Given data:
↓

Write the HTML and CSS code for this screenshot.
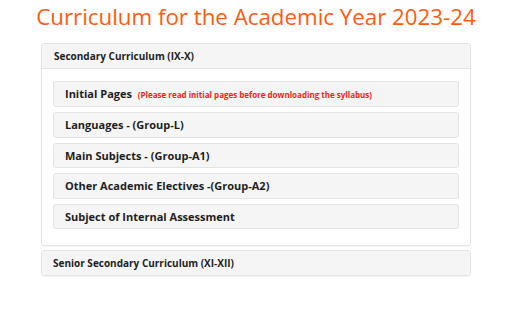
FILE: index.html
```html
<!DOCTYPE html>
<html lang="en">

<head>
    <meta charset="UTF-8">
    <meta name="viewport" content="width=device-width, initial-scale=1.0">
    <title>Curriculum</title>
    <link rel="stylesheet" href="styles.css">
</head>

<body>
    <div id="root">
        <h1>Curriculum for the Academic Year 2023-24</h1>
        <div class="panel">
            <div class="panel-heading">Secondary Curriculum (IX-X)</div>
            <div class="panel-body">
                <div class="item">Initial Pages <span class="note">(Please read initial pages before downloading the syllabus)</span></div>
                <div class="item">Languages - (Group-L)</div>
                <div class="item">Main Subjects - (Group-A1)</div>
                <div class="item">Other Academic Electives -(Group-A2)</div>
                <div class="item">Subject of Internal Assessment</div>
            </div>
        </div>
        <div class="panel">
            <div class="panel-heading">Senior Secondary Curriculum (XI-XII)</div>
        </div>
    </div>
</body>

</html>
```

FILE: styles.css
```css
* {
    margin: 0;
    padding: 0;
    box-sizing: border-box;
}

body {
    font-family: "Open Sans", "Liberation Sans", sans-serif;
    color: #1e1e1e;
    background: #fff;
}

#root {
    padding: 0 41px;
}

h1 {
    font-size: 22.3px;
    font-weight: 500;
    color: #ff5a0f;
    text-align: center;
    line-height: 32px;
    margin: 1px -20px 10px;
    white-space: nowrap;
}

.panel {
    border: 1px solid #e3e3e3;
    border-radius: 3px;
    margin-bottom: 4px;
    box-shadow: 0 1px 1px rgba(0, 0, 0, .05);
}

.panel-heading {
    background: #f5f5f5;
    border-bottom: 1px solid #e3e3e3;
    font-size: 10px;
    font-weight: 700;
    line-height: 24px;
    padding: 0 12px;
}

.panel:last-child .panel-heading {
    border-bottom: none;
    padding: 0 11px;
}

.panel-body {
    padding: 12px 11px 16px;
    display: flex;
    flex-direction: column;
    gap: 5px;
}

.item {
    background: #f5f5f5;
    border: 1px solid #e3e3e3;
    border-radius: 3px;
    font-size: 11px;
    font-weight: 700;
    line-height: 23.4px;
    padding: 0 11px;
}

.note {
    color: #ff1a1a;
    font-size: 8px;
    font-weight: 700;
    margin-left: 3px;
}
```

↑

Exercise brief: Write the lines above out again exactly, without any of their pictures.

Exercise response:
Write the HTML and CSS code for this screenshot.
FILE: index.html
```html
<!DOCTYPE html>
<html lang="en">

<head>
    <meta charset="UTF-8">
    <meta name="viewport" content="width=device-width, initial-scale=1.0">
    <title>Curriculum</title>
    <link rel="stylesheet" href="styles.css">
</head>

<body>
    <div id="root">
        <h1>Curriculum for the Academic Year 2023-24</h1>
        <div class="panel">
            <div class="panel-heading">Secondary Curriculum (IX-X)</div>
            <div class="panel-body">
                <div class="item">Initial Pages <span class="note">(Please read initial pages before downloading the syllabus)</span></div>
                <div class="item">Languages - (Group-L)</div>
                <div class="item">Main Subjects - (Group-A1)</div>
                <div class="item">Other Academic Electives -(Group-A2)</div>
                <div class="item">Subject of Internal Assessment</div>
            </div>
        </div>
        <div class="panel">
            <div class="panel-heading">Senior Secondary Curriculum (XI-XII)</div>
        </div>
    </div>
</body>

</html>
```

FILE: styles.css
```css
* {
    margin: 0;
    padding: 0;
    box-sizing: border-box;
}

body {
    font-family: "Open Sans", "Liberation Sans", sans-serif;
    color: #1e1e1e;
    background: #fff;
}

#root {
    padding: 0 41px;
}

h1 {
    font-size: 22.3px;
    font-weight: 500;
    color: #ff5a0f;
    text-align: center;
    line-height: 32px;
    margin: 1px -20px 10px;
    white-space: nowrap;
}

.panel {
    border: 1px solid #e3e3e3;
    border-radius: 3px;
    margin-bottom: 4px;
    box-shadow: 0 1px 1px rgba(0, 0, 0, .05);
}

.panel-heading {
    background: #f5f5f5;
    border-bottom: 1px solid #e3e3e3;
    font-size: 10px;
    font-weight: 700;
    line-height: 24px;
    padding: 0 12px;
}

.panel:last-child .panel-heading {
    border-bottom: none;
    padding: 0 11px;
}

.panel-body {
    padding: 12px 11px 16px;
    display: flex;
    flex-direction: column;
    gap: 5px;
}

.item {
    background: #f5f5f5;
    border: 1px solid #e3e3e3;
    border-radius: 3px;
    font-size: 11px;
    font-weight: 700;
    line-height: 23.4px;
    padding: 0 11px;
}

.note {
    color: #ff1a1a;
    font-size: 8px;
    font-weight: 700;
    margin-left: 3px;
}
```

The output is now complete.